- Songhuajiang Location within Jilin province
- Coordinates: 44°42′57″N 125°57′16″E﻿ / ﻿44.71583°N 125.95444°E
- Country: China
- Province (China): Jilin
- Prefecture: Changchun
- County-level city: Dehui

Area
- • Total: 165 km^{2} (64 sq mi)

Population (2011)
- • Total: 42,000
- • Density: 250/km^{2} (660/sq mi)
- Time zone: UTC+8 (China Standard Time)

= Songhuajiang, Jilin =

Songhuajiang (松花江 (Sōnghuājiāng)) is a town in the city of Dehui, in the north of Jilin Province in Northeast China.
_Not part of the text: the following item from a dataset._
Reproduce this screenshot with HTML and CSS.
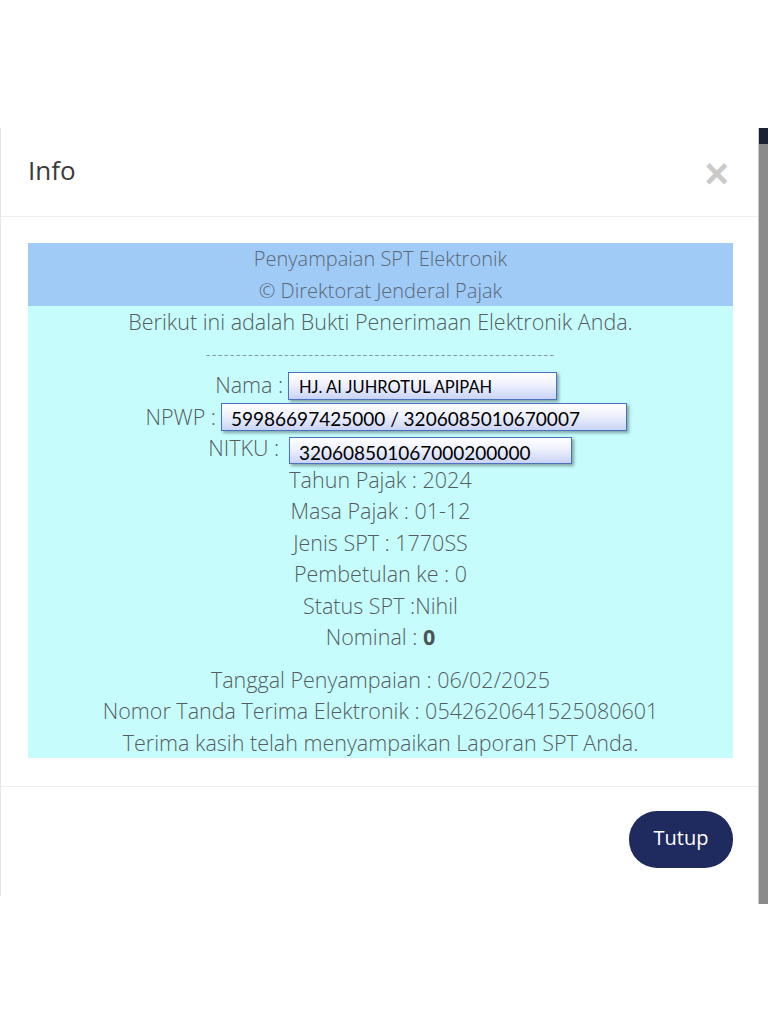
FILE: index.html
```html
<!DOCTYPE html>
<html lang="id">
<head>
<meta charset="utf-8">
<title>Info</title>
<link rel="stylesheet" href="styles.css">
</head>
<body>
<div class="top-space"></div>
<div class="stage">
  <div class="modal">
    <div class="modal-header">
      <h4 class="modal-title">Info</h4>
      <span class="close">&times;</span>
    </div>
    <div class="modal-body">
      <div class="receipt">
        <div class="receipt-head">
          <div class="line">Penyampaian SPT Elektronik</div>
          <div class="line">&copy; Direktorat Jenderal Pajak</div>
        </div>
        <div class="receipt-main">
          <div class="line">Berikut ini adalah Bukti Penerimaan Elektronik Anda.</div>
          <div class="line dashes">----------------------------------------------------------</div>
          <div class="line">Nama : <span class="hole hole-nama"></span></div>
          <div class="line">NPWP : <span class="hole hole-npwp"></span></div>
          <div class="line">NITKU : <span class="hole hole-nitku"></span></div>
          <div class="line">Tahun Pajak : 2024</div>
          <div class="line">Masa Pajak : 01-12</div>
          <div class="line">Jenis SPT : 1770SS</div>
          <div class="line">Pembetulan ke : 0</div>
          <div class="line">Status SPT :Nihil</div>
          <div class="line">Nominal : <b>0</b></div>
        </div>
        <div class="receipt-foot">
          <div class="line">Tanggal Penyampaian : 06/02/2025</div>
          <div class="line">Nomor Tanda Terima Elektronik : 0542620641525080601</div>
          <div class="line">Terima kasih telah menyampaikan Laporan SPT Anda.</div>
        </div>
        <div class="sticker sticker-nama">HJ. AI JUHROTUL APIPAH</div>
        <div class="sticker sticker-npwp">59986697425000 / 3206085010670007</div>
        <div class="sticker sticker-nitku">320608501067000200000</div>
      </div>
    </div>
    <div class="modal-footer">
      <button class="btn-close">Tutup</button>
    </div>
  </div>
  <div class="scrollbar"><div class="scroll-top"></div></div>
</div>
</body>
</html>
```

FILE: styles.css
```css
html, body {
  margin: 0;
  padding: 0;
  background: #ffffff;
}
body {
  font-family: "Open Sans", "Noto Sans", sans-serif;
  width: 768px;
}
.top-space {
  height: 128px;
}
.stage {
  display: flex;
  align-items: flex-start;
}
.modal {
  width: 757px;
  border-left: 1px solid #e6e6e6;
  background: #fff;
  display: flex;
  flex-direction: column;
}
.modal-header {
  height: 88px;
  border-bottom: 1px solid #eeeeee;
  display: flex;
  align-items: center;
  justify-content: space-between;
  padding: 0 29px 0 27px;
}
.modal-title {
  margin: 0;
  font-size: 26px;
  font-weight: 400;
  color: #3a3a3a;
  padding-bottom: 4px;
}
.close {
  font-family: "Liberation Sans", Arial, sans-serif;
  font-weight: 700;
  font-size: 42px;
  color: #cacaca;
  line-height: 1;
  padding-top: 4px;
}
.modal-body {
  padding: 26px 25px 28px 27px;
  border-bottom: 1px solid #eeeeee;
}
.receipt {
  position: relative;
  text-align: center;
  font-weight: 300;
  font-size: 21.5px;
  color: #555d60;
}
.line {
  line-height: 31.5px;
  height: 31.5px;
  white-space: nowrap;
}
.receipt-head {
  background: #9fcbf6;
  color: #5a6878;
  font-size: 20px;
}
.receipt-main,
.receipt-foot {
  background: #c6fcfc;
}
.receipt-foot {
  padding-top: 11px;
}
.receipt b {
  font-weight: 700;
  color: #4b5355;
}
.dashes {
  color: #6f7779;
  font-size: 15px;
  letter-spacing: 1.2px;
}
.hole {
  display: inline-block;
  height: 10px;
}
.hole-nama { width: 257px; }
.hole-npwp { width: 394px; }
.hole-nitku { width: 268px; }
.sticker {
  position: absolute;
  box-sizing: border-box;
  border: 1px solid #4a72c0;
  background: linear-gradient(#ffffff, #eef1fd 45%, #c9d3f6);
  box-shadow: 2px 2px 3px rgba(0, 0, 0, 0.35);
  font-family: Lato, "Liberation Sans", sans-serif;
  font-weight: 400;
  color: #000;
  text-align: left;
  white-space: nowrap;
  display: flex;
  align-items: center;
}
.sticker-nama {
  left: 260px;
  top: 129px;
  width: 269px;
  height: 28px;
  font-size: 16.5px;
  padding: 2px 0 0 10px;
}
.sticker-npwp {
  left: 193px;
  top: 160px;
  width: 406px;
  height: 28px;
  font-size: 19px;
  padding: 2px 0 0 9px;
}
.sticker-nitku {
  left: 261px;
  top: 194px;
  width: 283px;
  height: 27px;
  font-size: 19px;
  padding: 4px 0 0 9px;
}
.modal-footer {
  display: flex;
  justify-content: flex-end;
  padding: 24px 25px 28px 0;
}
.btn-close {
  width: 104px;
  height: 57px;
  border: none;
  border-radius: 28px;
  background: #1f2a5e;
  color: #ffffff;
  font-family: "Open Sans", sans-serif;
  font-size: 20px;
  font-weight: 400;
  padding: 0 0 4px 0;
}
.scrollbar {
  width: 10px;
  height: 776px;
  background: #8a8a8a;
  border-left: 1px solid #c8c8c8;
  box-sizing: border-box;
}
.scroll-top {
  height: 16px;
  background: #1b2233;
}
```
The town lies on the southern bank of the Songhua River and is located 28 km north-northeast of Dehui. With a population of 42,000 (as of 2011) and an area of 165 sqkm, it borders the towns of Caiyuanzi (菜园子镇) to the north, Chalukou (岔路口镇) to the south, Yangshu (杨树镇) to the east, and Dajiagou (达家沟镇) to the west. The town seat is in Songhuajiang Village (松花江村).

The area has good transportation links, with the Hada Railway (Harbin-Dalian) and the Jingha Expressway (Beijing-Harbin) nearby.